William Walker

Personal information
- Full name: William Holden Walker
- Born: 16 December 1835 Islington, London, England
- Died: 14 June 1886 (aged 50) Hobart, Tasmania, Australia
- Batting: Right-handed
- Bowling: Right-arm

Domestic team information
- 1872/73–1877/78: Tasmania

Career statistics
| Competition | First-class |
| Matches | 2 |
| Runs scored | 73 |
| Batting average | 18.25 |
| 100s/50s | 0/0 |
| Top score | 27 |
| Balls bowled | 213 |
| Wickets | 5 |
| Bowling average | 18.20 |
| 5 wickets in innings | 0 |
| 10 wickets in match | 0 |
| Best bowling | 3/20 |
| Catches/stumpings | 3/1 |
- Source: CricketArchive, 2 February 2016

= William Walker (Australian cricketer) =

English-born Australian cricketer

William Holden Walker (16 December 1835 – 14 June 1886) was an English-born Australian cricketer. As captain of the Tasmanian cricket team, Walker was one of Tasmania's leading cricketers of his time. Known for his all-round capabilities, he was a right-handed batsman and an underarm bowler, as well as keeping wicket. Walker was named in the Cricket Tasmania Premier League's "Team of the Decade" for the decade spanning 1866–67 to 1875–76.

==Early life and professional career==
Walker was born in Islington, London in 1835, the son of Holden and Mary Waldegrave Walker. During his early years in England, when Walker started playing cricket, his team came to be known as the Walker team. From England, Walker moved to Tasmania in 1859, and then to Launceston in 1862, where he became an employee of the soliciting firm Messrs Douglas & Collins. In 1866, he became the Council Clerk and Clerk of Petty Sessions for the town of Fingal. Subsequently, he was employed with solicitors Messrs Gill and Ball, Messrs Dobson and Mitchell and later became an accountant at Messrs Elliston and Featherstone.

==Cricketing career==
Walker was a right-handed batsman and right-arm underarm bowler. One of Tasmania's leading cricketers of his time, his score of 60 in an 1860 North versus South Tasmania game set a record of being the highest individual score in such matches. In his profile of Walker for ESPNcricinfo, the sports writer Thomas Rose said: "He impressed in representative games and was often the shining light of a rather dismal Tasmanian side..."

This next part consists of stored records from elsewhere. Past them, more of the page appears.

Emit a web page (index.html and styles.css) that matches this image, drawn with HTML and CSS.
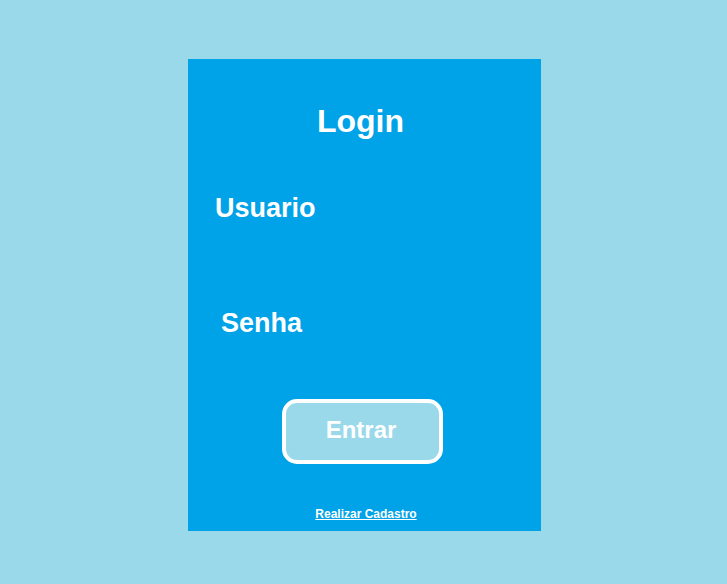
FILE: index.html
```html
<!DOCTYPE html>
<html lang="pt">
<head>
<meta charset="utf-8">
<title>Login</title>
<link rel="stylesheet" href="styles.css">
</head>
<body>
<div class="panel">
  <h1 class="title">Login</h1>
  <div class="label label-user">Usuario</div>
  <div class="label label-pass">Senha</div>
  <button class="btn" type="button">Entrar</button>
  <a class="link" href="#">Realizar Cadastro</a>
</div>
</body>
</html>
```
FILE: styles.css
```css
html, body {
  margin: 0;
  padding: 0;
}
body {
  background: #99d9ea;
  font-family: "Liberation Sans", Arial, sans-serif;
  height: 584px;
  overflow: hidden;
}
.panel {
  box-sizing: border-box;
  width: 353px;
  height: 472px;
  margin: 59px 0 0 188px;
  background: #00a2e8;
  padding-top: 42px;
  display: flex;
  flex-direction: column;
  color: #ffffff;
}
.title {
  margin: 0;
  font-size: 32px;
  line-height: 40px;
  font-weight: bold;
  text-align: center;
  padding-right: 8px;
}
.label {
  font-size: 27px;
  line-height: 34px;
  font-weight: bold;
}
.label-user {
  margin-top: 50px;
  padding-left: 27px;
}
.label-pass {
  margin-top: 81px;
  padding-left: 33px;
}
.btn {
  box-sizing: border-box;
  margin: 59px 0 0 94px;
  width: 161px;
  height: 65px;
  border: 4px solid #ffffff;
  border-radius: 15px;
  background: #99d9ea;
  color: #ffffff;
  font-family: "Liberation Sans", Arial, sans-serif;
  font-size: 24px;
  font-weight: bold;
  padding: 0 3px 3px 0;
  line-height: 54px;
}
.link {
  margin-top: 43px;
  align-self: center;
  padding-left: 3px;
  font-size: 12px;
  line-height: 14px;
  font-weight: bold;
  color: #ffffff;
  text-decoration: underline;
}
```
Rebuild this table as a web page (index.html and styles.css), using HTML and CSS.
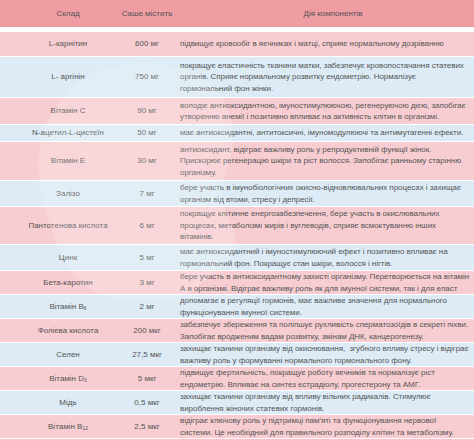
FILE: index.html
```html
<!DOCTYPE html>
<html lang="uk">
<head>
<meta charset="utf-8">
<link rel="stylesheet" href="styles.css">
</head>
<body>
<div class="wrap">
<table class="tbl">
  <colgroup><col class="c1"><col class="c2"><col class="c3"></colgroup>
  <thead>
    <tr class="head"><th class="n">Склад</th><th class="q">Саше містить</th><th class="d">Дія компонентів</th></tr>
  </thead>
  <tbody>
    <tr class="pink h25"><td class="n">L-карнітин</td><td class="q">600 мг</td><td class="d">підвищує кровообіг в яєчниках і матці, сприяє нормальному дозріванню</td></tr>
    <tr class="blue h41"><td class="n">L- аргінін</td><td class="q">750 мг</td><td class="d">покращує еластичність тканини матки, забезпечує кровопостачання статевих<br>органів. Сприяє нормальному розвитку ендометрію. Нормалізує<br>гормональний фон жінки.</td></tr>
    <tr class="pink h27"><td class="n">Вітамін С</td><td class="q">90 мг</td><td class="d">володіє антиоксидантною, імуностимулюючою, регенеруючою дією, запобігає<br>утворенню анемії і позитивно впливає на активність клітин в організмі.</td></tr>
    <tr class="blue h17"><td class="n">N-ацетил-L-цистеїн</td><td class="q">50 мг</td><td class="d">має антиоксидантні, антитоксичні, імуномодулюючі та антимутагенні ефекти.</td></tr>
    <tr class="pink h39"><td class="n">Вітамін Е</td><td class="q">30 мг</td><td class="d">антиоксидант, відіграє важливу роль у репродуктивній функції жінок.<br>Прискорює регенерацію шкіри та ріст волосся. Запобігає ранньому старінню<br>організму.</td></tr>
    <tr class="blue h26"><td class="n">Залізо</td><td class="q">7 мг</td><td class="d">бере участь в імунобіологічних окисно-відновлювальних процесах і захищає<br>організм від втоми, стресу і депресії.</td></tr>
    <tr class="pink h38"><td class="n">Пантотенова кислота</td><td class="q">6 мг</td><td class="d">покращує клітинне енергозабезпечення, бере участь в окислювальних<br>процесах, метаболізмі жирів і вуглеводів, сприяє всмоктуванню інших<br>вітамінів.</td></tr>
    <tr class="blue h26"><td class="n">Цинк</td><td class="q">5 мг</td><td class="d">має антиоксидантний і імуностимулюючий ефект і позитивно впливає на<br>гормональний фон. Покращує стан шкіри, волосся і нігтів.</td></tr>
    <tr class="pink h24"><td class="n">Бета-каротин</td><td class="q">3 мг</td><td class="d">бере участь в антиоксидантному захисті організму. Перетворюється на вітамін<br>А в організмі. Відіграє важливу роль як для імунної системи, так і для еласт</td></tr>
    <tr class="blue h24"><td class="n">Вітамін B<sub>6</sub></td><td class="q">2 мг</td><td class="d">допомагає в регуляції гормонів, має важливе значення для нормального<br>функціонування імунної системи.</td></tr>
    <tr class="pink h24"><td class="n">Фолієва кислота</td><td class="q">200 мкг</td><td class="d">забезпечує збереження та поліпшує рухливість сперматозоїдів в секреті піхви.<br>Запобігає вродженим вадам розвитку, змінам ДНК, канцерогенезу.</td></tr>
    <tr class="blue h24"><td class="n">Селен</td><td class="q">27,5 мкг</td><td class="d">захищає тканини організму від окиснювання,&nbsp; згубного впливу стресу і відіграє<br>важливу роль у формуванні нормального гормонального фону.</td></tr>
    <tr class="pink h24"><td class="n">Вітамін D<sub>3</sub></td><td class="q">5 мкг</td><td class="d">підвищує фертильність, покращує роботу яєчників та нормалізує ріст<br>ендометрію. Впливає на синтез естрадіолу, прогестерону та АМГ.</td></tr>
    <tr class="blue h24"><td class="n">Мідь</td><td class="q">0,5 мкг</td><td class="d">захищає тканини організму від впливу вільних радикалів. Стимулює<br>вироблення жіночих статевих гормонів.</td></tr>
    <tr class="pink h24"><td class="n">Вітамін B<sub>12</sub></td><td class="q">2,5 мкг</td><td class="d">відіграє ключову роль у підтримці пам'яті та функціонування нервової<br>системи. Це необхідний для правильного розподілу клітин та метаболізму.</td></tr>
  </tbody>
</table>
<svg class="watermark" width="474" height="439" viewBox="0 0 474 439" aria-hidden="true">
  <path d="M70 90 C 95 60, 160 55, 200 75 C 235 95, 240 140, 225 175 C 215 200, 230 215, 235 235 C 240 260, 215 270, 200 285 C 185 300, 150 305, 120 300 C 90 295, 70 275, 60 250 C 45 215, 35 180, 40 145 C 45 120, 55 105, 70 90 Z" fill="#ffffff" opacity="0.18"/>
</svg>
</div>
</body>
</html>
```
FILE: styles.css
```css
html, body {
  margin: 0;
  padding: 0;
  background: #ffffff;
}
body {
  width: 474px;
  height: 439px;
  overflow: hidden;
  font-family: "Liberation Sans", Arial, sans-serif;
  font-size: 8px;
  color: #555555;
}
.wrap {
  position: relative;
  width: 474px;
}
.tbl {
  width: 474px;
  table-layout: fixed;
  border-collapse: separate;
  border-spacing: 0;
}
.c1 { width: 120px; }
.c2 { width: 54px; }
.tbl th, .tbl td {
  padding: 0;
  line-height: 11.5px;
  vertical-align: middle;
  border-bottom: 1px solid #ffffff;
  font-weight: normal;
}
.head th {
  background: #f09ca3;
  height: 27px;
  padding: 0;
  border-bottom: 5px solid #ffffff;
}
.n { text-align: center; padding-left: 16px !important; }
.q { text-align: center; }
.d { text-align: left; padding-left: 6px !important; white-space: nowrap; overflow: hidden; letter-spacing: -0.05px; }
.head .d { text-align: center; padding-left: 18px !important; letter-spacing: 0; }
.pink td { background: #f8cdd2; }
.blue td { background: #dcebf5; }
.h24 { height: 24px; }
.h25 { height: 25px; }
.h26 { height: 26px; }
.h27 { height: 27px; }
.h17 { height: 17px; }
.h38 { height: 38px; }
.h39 { height: 39px; }
.h41 { height: 41px; }
sub {
  font-size: 5px;
  line-height: 0;
  vertical-align: -1px;
}
.watermark {
  position: absolute;
  left: 0;
  top: 0;
  pointer-events: none;
}
```
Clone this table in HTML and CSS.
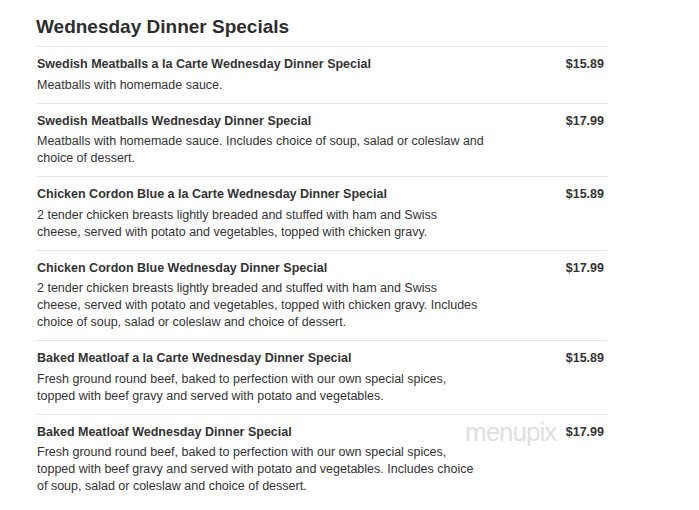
FILE: index.html
```html
<!DOCTYPE html>
<html>
<head>
<meta charset="utf-8">
<link rel="stylesheet" href="styles.css">
</head>
<body>
<div class="menu">
  <h2 class="heading">Wednesday Dinner Specials</h2>
  <div class="item">
    <div class="info">
      <div class="name">Swedish Meatballs a la Carte Wednesday Dinner Special</div>
      <div class="desc">Meatballs with homemade sauce.</div>
    </div>
    <div class="price">$15.89</div>
  </div>
  <div class="item">
    <div class="info">
      <div class="name">Swedish Meatballs Wednesday Dinner Special</div>
      <div class="desc">Meatballs with homemade sauce. Includes choice of soup, salad or coleslaw and choice of dessert.</div>
    </div>
    <div class="price">$17.99</div>
  </div>
  <div class="item">
    <div class="info">
      <div class="name">Chicken Cordon Blue a la Carte Wednesday Dinner Special</div>
      <div class="desc">2 tender chicken breasts lightly breaded and stuffed with ham and Swiss cheese, served with potato and vegetables, topped with chicken gravy.</div>
    </div>
    <div class="price">$15.89</div>
  </div>
  <div class="item">
    <div class="info">
      <div class="name">Chicken Cordon Blue Wednesday Dinner Special</div>
      <div class="desc">2 tender chicken breasts lightly breaded and stuffed with ham and Swiss cheese, served with potato and vegetables, topped with chicken gravy. Includes choice of soup, salad or coleslaw and choice of dessert.</div>
    </div>
    <div class="price">$17.99</div>
  </div>
  <div class="item">
    <div class="info">
      <div class="name">Baked Meatloaf a la Carte Wednesday Dinner Special</div>
      <div class="desc">Fresh ground round beef, baked to perfection with our own special spices, topped with beef gravy and served with potato and vegetables.</div>
    </div>
    <div class="price">$15.89</div>
  </div>
  <div class="item last">
    <div class="info">
      <div class="name">Baked Meatloaf Wednesday Dinner Special</div>
      <div class="desc">Fresh ground round beef, baked to perfection with our own special spices, topped with beef gravy and served with potato and vegetables. Includes choice of soup, salad or coleslaw and choice of dessert.</div>
    </div>
    <div class="price">$17.99</div>
    <span class="watermark">menupix</span>
  </div>
</div>
</body>
</html>
```

FILE: styles.css
```css
* { box-sizing: border-box; }
body {
  margin: 0;
  background: #fff;
  font-family: "Liberation Sans", Arial, sans-serif;
  color: #333;
}
.menu {
  margin-left: 36px;
  width: 571px;
  padding-top: 15px;
}
.heading {
  margin: 0;
  font-size: 19px;
  line-height: 24px;
  font-weight: bold;
  color: #2e2e2e;
  padding-bottom: 7px;
  border-bottom: 1px solid #e6e6e6;
}
.item {
  position: relative;
  display: flex;
  justify-content: space-between;
  align-items: flex-start;
  padding: 9px 3px 9px 1px;
  border-bottom: 1px solid #e6e6e6;
}
.item.last { border-bottom: none; }
.info { width: 447px; }
.name {
  font-size: 12.5px;
  font-weight: bold;
  line-height: 16px;
  margin-bottom: 4.5px;
}
.desc {
  font-size: 12.5px;
  line-height: 17px;
}
.price {
  font-size: 12.5px;
  font-weight: bold;
  line-height: 16px;
}
.watermark {
  position: absolute;
  left: 429px;
  top: 2px;
  font-size: 26px;
  font-weight: 300;
  color: #e0e0e0;
  letter-spacing: -1px;
}
```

After moving to Launceston, Walker made cricket famous in the city, captaining the Northern Tasmania cricket team. During the 1860s and 1870s, Walker also played for two clubs – Derwent and Wellington – under the then Tasmanian Cricket Association, standing out by scoring a century in one of his appearances.

Walker's first-class cricketing career spanned six years, from 1872 to 1878. He played two first-class cricket matches as captain of the Tasmanian cricket team during that period, scoring 73 runs and taking five wickets. During Cricket Tasmania's 150th anniversary celebrations, Walker was named as a member of the Cricket Tasmania Premier League's Team of the Decade for the decade 1866/67 – 1875/76 for having scored one of the only two centuries in Tasmania by any cricketer for the decade 1866 – 1875.

Walker took 60 wickets in the 1875–76 domestic season at an average of 8.47 runs per wicket, the best for all bowlers of the season. Walker was also a highly skilled wicket-keeper. Despite his all-round capabilities, Walker was best recognised and remembered for his impressive contributions as an inspirational captain, coming out as the best player in many matches irrespective of his team's performance.

==Death==
At the age of 50, after suffering from a short illness, Walker died on 14 June 1886, at Pressland House, Hobart, Tasmania, with his funeral being held two days later. The Mercury wrote in its obituary on 15 June 1886: "Cricketers will learn with regret of the death, after a very short illness, of Mr. William Holden Walker, one of the oldest votaries of this thoroughly English game in the colony... Mr. Walker, who previous to his departure from England, was a member of the well-known Walker Team, brought cricketing into great prominence in Launceston... His efforts in the cause of cricket are so well known that they require no comment, but his sudden demise will cause a pang among the many friends who admired his genial and gentlemanly temperament."

Around a month after his death, on 13 July 1886, an amount of £590 from his estate was issued over as probate.